§ **Your task**:
Write only the number of lines in the records beneath that hold "component".

§ **Records for processing**:

........

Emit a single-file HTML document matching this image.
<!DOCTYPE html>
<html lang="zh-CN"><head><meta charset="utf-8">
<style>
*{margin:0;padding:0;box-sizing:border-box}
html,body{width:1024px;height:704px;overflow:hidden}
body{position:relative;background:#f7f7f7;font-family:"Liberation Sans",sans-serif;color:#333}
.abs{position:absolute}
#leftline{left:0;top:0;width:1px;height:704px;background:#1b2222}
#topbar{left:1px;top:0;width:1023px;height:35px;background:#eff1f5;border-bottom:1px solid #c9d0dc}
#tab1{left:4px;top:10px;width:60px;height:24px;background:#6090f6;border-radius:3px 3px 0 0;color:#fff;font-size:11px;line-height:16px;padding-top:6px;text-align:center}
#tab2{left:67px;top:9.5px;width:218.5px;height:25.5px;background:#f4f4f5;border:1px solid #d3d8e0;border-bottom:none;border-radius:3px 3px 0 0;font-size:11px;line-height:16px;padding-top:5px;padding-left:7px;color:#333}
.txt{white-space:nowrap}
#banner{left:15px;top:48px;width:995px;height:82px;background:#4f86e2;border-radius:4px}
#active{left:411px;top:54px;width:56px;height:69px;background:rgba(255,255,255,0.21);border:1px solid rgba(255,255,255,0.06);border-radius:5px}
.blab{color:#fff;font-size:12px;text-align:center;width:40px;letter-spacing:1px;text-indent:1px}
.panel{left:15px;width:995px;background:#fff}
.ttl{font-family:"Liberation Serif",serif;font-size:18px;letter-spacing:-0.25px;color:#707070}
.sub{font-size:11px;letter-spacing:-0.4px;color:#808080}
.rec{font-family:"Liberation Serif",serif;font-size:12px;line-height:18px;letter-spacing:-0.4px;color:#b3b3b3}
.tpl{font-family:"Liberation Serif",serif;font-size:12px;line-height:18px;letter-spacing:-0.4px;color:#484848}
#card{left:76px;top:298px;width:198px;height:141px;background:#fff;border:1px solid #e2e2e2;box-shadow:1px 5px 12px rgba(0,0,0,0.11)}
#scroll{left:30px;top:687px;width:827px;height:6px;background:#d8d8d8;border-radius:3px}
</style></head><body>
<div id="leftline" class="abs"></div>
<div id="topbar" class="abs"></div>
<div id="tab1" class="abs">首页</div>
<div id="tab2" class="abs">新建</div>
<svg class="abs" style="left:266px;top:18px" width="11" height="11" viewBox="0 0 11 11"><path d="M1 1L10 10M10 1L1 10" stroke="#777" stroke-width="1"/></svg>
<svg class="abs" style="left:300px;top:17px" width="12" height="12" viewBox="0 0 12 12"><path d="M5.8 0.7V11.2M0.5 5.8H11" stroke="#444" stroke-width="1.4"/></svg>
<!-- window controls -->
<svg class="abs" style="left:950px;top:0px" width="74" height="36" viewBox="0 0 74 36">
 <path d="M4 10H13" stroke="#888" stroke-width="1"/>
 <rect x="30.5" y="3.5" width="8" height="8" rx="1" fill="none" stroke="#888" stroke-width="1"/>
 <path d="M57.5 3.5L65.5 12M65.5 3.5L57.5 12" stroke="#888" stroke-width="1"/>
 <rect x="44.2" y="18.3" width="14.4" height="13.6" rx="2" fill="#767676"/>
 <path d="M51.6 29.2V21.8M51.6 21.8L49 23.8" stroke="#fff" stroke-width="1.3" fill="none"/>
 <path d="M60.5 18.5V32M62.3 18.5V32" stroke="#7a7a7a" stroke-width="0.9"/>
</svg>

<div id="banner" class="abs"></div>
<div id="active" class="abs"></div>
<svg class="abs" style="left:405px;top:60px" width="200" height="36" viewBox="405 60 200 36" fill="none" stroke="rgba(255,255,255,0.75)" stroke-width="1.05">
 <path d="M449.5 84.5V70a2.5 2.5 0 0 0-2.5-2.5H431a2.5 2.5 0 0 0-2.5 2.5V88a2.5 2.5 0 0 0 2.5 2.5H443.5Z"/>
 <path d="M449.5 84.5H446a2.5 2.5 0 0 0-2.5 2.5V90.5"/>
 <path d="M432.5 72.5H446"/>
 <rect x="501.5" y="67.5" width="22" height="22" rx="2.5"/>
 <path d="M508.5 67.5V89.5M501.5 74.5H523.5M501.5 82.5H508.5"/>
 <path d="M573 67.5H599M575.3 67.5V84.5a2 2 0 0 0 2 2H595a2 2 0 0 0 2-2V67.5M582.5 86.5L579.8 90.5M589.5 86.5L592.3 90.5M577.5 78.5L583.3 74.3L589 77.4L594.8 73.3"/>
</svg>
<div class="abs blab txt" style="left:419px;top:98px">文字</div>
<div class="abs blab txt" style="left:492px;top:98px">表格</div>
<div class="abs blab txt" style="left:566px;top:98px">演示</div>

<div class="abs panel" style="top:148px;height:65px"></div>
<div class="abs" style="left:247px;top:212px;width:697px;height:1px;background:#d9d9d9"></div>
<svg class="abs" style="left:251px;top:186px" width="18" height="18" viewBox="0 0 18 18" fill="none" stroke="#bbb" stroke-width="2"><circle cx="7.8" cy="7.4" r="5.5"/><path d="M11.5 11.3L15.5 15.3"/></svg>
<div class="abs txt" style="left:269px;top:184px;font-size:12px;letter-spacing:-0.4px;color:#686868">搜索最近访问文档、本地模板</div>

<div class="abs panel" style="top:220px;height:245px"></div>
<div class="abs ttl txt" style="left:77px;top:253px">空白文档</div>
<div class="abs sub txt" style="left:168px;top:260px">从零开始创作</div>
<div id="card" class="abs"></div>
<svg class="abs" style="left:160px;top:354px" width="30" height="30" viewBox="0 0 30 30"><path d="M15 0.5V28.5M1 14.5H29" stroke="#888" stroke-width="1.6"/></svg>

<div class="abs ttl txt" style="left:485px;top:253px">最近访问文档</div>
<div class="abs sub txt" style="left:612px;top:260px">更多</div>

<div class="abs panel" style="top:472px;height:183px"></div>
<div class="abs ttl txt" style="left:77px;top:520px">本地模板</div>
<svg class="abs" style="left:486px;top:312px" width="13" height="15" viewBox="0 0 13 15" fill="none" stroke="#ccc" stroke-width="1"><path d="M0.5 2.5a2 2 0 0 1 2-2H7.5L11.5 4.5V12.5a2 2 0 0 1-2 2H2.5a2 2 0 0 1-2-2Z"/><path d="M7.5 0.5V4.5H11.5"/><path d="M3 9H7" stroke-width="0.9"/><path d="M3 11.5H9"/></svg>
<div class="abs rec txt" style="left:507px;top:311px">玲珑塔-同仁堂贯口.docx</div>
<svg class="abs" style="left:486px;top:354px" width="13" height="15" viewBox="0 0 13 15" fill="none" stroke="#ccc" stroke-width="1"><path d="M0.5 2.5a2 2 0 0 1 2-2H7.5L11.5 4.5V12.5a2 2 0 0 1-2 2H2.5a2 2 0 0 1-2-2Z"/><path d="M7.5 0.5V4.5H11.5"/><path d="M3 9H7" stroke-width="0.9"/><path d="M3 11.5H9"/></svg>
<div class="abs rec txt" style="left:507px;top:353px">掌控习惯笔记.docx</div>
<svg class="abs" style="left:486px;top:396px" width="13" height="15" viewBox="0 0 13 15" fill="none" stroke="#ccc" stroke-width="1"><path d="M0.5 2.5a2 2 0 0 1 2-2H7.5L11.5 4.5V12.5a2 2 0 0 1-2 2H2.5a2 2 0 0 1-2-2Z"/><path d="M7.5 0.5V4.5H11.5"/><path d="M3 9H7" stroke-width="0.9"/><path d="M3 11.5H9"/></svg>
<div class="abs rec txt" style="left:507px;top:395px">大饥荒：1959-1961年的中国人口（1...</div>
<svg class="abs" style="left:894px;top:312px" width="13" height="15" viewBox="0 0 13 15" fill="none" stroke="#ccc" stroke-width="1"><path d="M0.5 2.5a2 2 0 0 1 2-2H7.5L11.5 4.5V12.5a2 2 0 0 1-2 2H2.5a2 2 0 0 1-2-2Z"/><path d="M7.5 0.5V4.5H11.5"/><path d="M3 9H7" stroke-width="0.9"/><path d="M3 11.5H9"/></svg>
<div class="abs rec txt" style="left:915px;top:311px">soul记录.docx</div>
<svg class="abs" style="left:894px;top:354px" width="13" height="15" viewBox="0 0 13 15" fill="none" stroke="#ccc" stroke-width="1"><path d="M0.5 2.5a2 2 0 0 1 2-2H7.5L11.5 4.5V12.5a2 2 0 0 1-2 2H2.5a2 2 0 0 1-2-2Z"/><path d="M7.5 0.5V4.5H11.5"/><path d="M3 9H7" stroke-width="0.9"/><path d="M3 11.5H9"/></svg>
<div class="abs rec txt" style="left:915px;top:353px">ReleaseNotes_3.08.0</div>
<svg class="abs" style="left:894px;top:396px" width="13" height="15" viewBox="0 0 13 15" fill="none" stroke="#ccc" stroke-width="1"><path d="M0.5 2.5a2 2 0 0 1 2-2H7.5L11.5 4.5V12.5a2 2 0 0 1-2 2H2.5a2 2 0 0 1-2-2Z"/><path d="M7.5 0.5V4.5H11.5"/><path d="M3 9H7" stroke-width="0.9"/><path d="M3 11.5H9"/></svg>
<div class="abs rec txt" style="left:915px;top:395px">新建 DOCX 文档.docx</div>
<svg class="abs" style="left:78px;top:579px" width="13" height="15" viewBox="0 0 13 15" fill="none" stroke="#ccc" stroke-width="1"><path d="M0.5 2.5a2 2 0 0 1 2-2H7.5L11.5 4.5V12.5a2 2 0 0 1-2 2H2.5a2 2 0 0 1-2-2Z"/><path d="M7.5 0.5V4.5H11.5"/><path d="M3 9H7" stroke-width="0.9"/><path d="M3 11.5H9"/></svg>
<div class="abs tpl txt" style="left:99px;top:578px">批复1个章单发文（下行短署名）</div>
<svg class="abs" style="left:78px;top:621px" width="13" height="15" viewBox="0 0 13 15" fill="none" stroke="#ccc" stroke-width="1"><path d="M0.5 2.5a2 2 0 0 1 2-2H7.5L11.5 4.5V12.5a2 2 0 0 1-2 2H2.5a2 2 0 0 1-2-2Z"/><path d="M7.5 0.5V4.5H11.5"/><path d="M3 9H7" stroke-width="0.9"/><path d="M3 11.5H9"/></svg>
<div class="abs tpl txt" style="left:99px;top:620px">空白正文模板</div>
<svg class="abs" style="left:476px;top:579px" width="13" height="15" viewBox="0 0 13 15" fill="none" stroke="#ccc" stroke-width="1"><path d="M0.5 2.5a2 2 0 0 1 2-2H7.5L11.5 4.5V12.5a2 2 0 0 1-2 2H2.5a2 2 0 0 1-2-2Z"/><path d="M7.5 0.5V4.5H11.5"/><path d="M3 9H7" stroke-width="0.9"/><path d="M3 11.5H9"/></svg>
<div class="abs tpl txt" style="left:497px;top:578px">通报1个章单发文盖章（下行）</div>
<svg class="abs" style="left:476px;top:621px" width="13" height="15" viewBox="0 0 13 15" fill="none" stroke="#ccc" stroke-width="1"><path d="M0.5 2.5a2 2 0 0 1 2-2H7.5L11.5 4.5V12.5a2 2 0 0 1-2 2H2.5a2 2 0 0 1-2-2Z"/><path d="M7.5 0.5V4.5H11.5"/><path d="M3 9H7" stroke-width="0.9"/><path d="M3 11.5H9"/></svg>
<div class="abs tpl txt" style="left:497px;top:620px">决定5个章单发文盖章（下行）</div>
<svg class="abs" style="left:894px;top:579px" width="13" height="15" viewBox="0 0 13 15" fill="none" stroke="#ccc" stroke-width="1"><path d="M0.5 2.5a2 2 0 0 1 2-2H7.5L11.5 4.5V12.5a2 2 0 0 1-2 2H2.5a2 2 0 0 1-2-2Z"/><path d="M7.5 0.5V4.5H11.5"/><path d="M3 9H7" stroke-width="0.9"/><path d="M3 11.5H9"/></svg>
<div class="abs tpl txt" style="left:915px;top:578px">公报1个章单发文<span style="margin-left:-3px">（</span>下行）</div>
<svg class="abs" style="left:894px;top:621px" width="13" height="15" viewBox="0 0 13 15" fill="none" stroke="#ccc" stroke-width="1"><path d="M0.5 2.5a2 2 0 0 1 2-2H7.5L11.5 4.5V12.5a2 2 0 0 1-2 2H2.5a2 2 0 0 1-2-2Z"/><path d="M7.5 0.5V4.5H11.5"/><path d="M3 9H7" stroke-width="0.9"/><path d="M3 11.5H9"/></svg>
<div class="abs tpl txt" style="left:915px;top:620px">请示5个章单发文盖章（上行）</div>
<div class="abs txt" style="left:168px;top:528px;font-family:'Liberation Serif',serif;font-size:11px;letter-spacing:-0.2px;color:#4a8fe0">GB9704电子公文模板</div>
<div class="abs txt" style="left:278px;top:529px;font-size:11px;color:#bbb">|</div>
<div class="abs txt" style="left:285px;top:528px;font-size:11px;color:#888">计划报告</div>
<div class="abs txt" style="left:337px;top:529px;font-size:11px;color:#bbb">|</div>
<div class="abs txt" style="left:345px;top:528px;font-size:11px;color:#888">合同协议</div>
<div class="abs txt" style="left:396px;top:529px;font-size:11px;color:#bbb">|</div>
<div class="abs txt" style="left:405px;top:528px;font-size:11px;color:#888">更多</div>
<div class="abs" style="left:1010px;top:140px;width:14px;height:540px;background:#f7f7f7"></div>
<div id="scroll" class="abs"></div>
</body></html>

........

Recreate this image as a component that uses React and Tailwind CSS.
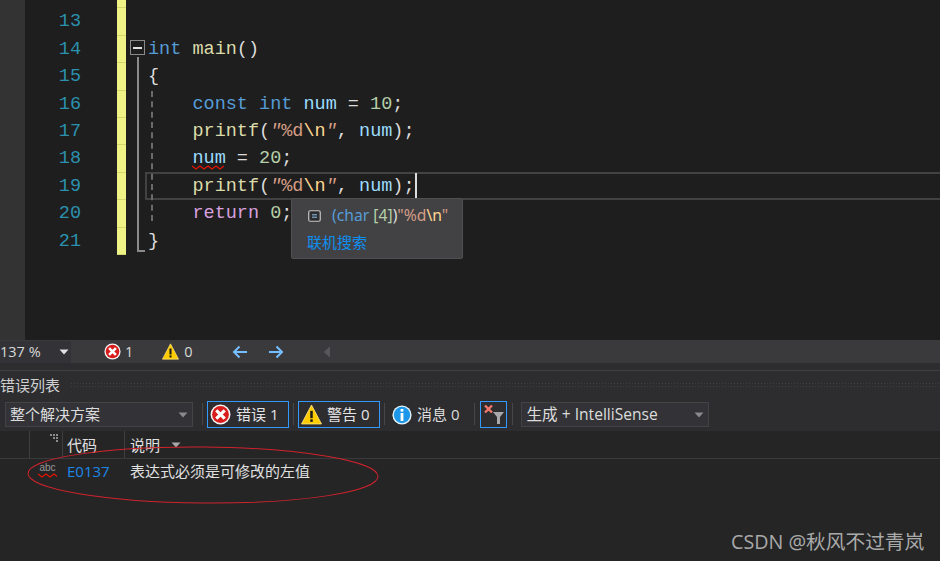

........

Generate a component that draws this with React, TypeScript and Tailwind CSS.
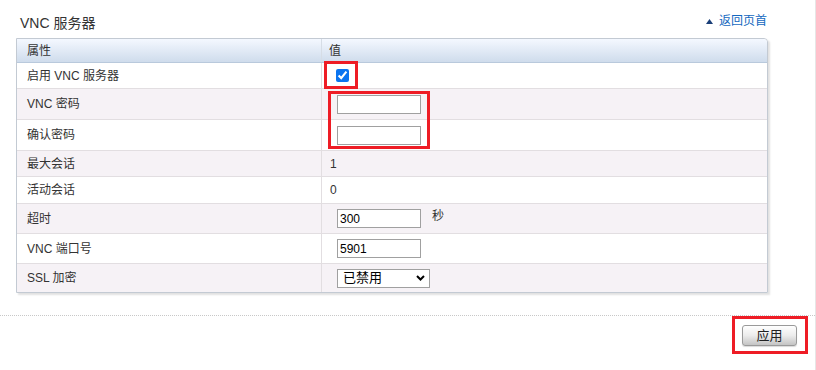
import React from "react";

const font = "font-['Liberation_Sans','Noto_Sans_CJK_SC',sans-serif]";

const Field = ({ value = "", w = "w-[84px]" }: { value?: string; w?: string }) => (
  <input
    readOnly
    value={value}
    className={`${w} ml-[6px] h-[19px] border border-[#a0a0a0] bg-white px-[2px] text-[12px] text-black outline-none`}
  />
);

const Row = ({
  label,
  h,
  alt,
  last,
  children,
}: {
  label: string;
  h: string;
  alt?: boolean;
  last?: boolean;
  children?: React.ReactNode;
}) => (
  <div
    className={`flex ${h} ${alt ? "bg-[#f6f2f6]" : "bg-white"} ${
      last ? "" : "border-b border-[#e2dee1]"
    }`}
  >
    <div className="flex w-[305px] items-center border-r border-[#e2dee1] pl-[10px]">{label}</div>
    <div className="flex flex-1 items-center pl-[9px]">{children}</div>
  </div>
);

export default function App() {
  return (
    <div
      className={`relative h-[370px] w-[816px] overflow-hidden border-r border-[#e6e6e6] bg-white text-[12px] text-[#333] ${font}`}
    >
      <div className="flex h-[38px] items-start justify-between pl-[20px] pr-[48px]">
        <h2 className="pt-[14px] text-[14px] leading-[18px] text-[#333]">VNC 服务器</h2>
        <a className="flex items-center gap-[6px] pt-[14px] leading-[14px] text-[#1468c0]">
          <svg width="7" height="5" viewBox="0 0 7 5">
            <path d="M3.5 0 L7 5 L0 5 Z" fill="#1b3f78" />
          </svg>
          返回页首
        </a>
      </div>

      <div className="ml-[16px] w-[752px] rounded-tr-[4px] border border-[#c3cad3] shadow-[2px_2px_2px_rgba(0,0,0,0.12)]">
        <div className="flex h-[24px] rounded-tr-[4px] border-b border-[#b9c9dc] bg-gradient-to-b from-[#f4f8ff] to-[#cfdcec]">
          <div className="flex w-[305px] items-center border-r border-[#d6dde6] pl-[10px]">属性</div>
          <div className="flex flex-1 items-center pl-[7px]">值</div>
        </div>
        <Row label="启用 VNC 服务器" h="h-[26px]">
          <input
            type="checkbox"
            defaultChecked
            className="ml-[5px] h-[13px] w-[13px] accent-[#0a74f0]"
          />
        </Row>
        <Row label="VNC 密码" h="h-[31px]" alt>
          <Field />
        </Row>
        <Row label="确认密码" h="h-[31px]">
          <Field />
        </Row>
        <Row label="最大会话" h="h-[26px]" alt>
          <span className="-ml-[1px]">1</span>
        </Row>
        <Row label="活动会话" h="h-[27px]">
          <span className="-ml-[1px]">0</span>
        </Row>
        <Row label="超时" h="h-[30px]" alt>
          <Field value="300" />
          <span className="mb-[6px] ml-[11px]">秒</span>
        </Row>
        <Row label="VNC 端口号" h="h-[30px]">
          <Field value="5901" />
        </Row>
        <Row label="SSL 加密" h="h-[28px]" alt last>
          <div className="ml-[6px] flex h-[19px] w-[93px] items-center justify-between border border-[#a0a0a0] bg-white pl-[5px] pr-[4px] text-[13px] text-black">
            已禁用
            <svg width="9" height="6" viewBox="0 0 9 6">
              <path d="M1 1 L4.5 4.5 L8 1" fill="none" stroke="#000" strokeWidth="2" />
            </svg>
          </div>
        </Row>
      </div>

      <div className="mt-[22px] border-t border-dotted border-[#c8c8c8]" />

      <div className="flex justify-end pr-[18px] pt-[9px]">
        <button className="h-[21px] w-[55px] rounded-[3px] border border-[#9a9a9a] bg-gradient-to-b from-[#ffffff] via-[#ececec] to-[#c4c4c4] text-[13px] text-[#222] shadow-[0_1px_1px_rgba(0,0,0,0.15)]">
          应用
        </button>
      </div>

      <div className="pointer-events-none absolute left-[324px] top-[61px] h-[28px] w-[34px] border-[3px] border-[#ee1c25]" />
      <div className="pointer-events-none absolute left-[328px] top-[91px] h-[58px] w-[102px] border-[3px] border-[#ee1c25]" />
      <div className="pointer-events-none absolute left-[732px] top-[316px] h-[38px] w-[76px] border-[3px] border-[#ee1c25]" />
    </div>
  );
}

........

§ **Correct result**:
2